I want to talk about leaving camp. Not the missions. Not the gunfights. Just leaving the camp at Horseshoe Overlook on a clear morning, mounting up on a horse I’ve ridden for 40 hours, and just… riding. Across the valley. Up into the Grizzlies. Watching the light change as the altitude increases. No waypoint marker. No objective. Just me and Arthur Morgan and the most convincingly alive open world ever built.

Red Dead Redemption 2 is the most technically ambitious game Rockstar Games has ever made, and given their track record, that’s saying something. The weather systems, the wildlife AI, the way NPCs remember your face — all of it contributes to a simulation so detailed it occasionally overwhelms you. I’ve stood in a rainstorm and watched the mud change under my horse’s hooves in real time. I’ve accidentally antagonised a shopkeeper three towns over because I forgot to wear my mask when I robbed someone. The world holds you accountable in small, consistent ways.

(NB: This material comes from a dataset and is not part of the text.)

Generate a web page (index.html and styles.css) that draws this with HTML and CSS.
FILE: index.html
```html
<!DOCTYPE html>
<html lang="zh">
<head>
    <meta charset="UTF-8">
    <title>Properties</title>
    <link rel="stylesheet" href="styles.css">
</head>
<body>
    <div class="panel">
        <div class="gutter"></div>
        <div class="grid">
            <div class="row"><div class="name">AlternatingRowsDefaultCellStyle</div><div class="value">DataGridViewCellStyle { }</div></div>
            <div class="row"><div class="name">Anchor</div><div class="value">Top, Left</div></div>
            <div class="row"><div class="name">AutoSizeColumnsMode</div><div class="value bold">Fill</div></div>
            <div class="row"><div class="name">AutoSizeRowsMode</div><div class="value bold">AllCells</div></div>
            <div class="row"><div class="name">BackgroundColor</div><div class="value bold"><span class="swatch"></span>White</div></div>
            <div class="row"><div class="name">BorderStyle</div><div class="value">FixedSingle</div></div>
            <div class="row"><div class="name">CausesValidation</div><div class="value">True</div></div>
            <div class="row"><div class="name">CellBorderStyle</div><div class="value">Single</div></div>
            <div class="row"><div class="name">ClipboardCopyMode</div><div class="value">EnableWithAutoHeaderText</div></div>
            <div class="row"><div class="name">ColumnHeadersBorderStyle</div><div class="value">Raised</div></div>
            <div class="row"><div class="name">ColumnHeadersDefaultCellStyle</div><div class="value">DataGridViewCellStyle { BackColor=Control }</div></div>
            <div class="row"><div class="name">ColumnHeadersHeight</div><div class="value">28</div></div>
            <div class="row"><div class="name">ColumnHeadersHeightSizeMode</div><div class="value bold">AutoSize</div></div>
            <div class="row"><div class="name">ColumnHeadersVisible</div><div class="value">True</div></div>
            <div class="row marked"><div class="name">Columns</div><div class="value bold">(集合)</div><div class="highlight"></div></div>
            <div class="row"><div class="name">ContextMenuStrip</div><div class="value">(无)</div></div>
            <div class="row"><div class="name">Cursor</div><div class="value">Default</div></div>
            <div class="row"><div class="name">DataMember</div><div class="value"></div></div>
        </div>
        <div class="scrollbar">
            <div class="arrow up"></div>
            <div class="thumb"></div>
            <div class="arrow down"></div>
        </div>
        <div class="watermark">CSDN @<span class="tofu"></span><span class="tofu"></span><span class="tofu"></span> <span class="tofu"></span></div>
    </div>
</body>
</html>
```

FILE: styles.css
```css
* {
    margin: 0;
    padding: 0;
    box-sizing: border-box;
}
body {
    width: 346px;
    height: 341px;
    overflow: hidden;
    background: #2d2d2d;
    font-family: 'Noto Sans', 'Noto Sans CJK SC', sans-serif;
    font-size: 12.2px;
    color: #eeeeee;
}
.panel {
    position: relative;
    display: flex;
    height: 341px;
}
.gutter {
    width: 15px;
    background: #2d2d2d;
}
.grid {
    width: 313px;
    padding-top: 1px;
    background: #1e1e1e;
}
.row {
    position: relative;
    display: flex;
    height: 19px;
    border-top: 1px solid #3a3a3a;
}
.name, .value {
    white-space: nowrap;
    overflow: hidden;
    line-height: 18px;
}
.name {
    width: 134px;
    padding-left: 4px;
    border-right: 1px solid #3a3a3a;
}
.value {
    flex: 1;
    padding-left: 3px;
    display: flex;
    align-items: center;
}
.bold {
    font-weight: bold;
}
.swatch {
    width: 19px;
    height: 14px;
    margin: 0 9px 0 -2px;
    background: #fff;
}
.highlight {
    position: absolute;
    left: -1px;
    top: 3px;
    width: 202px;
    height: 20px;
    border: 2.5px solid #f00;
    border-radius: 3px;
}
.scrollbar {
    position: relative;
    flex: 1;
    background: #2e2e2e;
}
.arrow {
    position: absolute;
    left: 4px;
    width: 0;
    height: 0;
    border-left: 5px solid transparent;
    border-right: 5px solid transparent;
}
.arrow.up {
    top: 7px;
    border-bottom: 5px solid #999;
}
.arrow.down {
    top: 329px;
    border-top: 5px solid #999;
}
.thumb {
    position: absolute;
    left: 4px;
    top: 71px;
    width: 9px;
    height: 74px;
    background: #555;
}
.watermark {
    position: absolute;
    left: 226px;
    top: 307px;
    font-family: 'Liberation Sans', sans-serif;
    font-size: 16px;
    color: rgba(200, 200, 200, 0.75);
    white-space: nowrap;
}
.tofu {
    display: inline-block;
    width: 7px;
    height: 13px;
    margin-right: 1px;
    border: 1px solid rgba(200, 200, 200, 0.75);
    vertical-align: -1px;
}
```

But the simulation isn’t what makes RDR2 devastating. Arthur Morgan is. As a protagonist, he starts as a familiar archetype — loyal outlaw, Dutch’s right hand — and slowly becomes one of the most fully realised characters in all of gaming. His arc, and what happens to his body in the back half of the game, is handled with a restraint and dignity that I genuinely didn’t expect from a game about bank robbers on horseback. Roger Clark’s performance is among the best I’ve heard in any medium.

Arthur deserved better. That’s the only honest review of the ending. He deserved better and the game knows it — and makes sure you feel it. The high-honour epilogue with John Marston is necessary and satisfying, but it’s also a quiet grief. A reminder that the person who made all of this possible doesn’t get to see it.
Play it slowly. Don’t rush to the next story mission. Read Arthur’s journal entries, which he updates constantly with sketches and reflections. Pet your horse. Talk to strangers. Go fishing. The story will be there when you’re ready. And when it ends, you’ll wish you’d slowed down even more.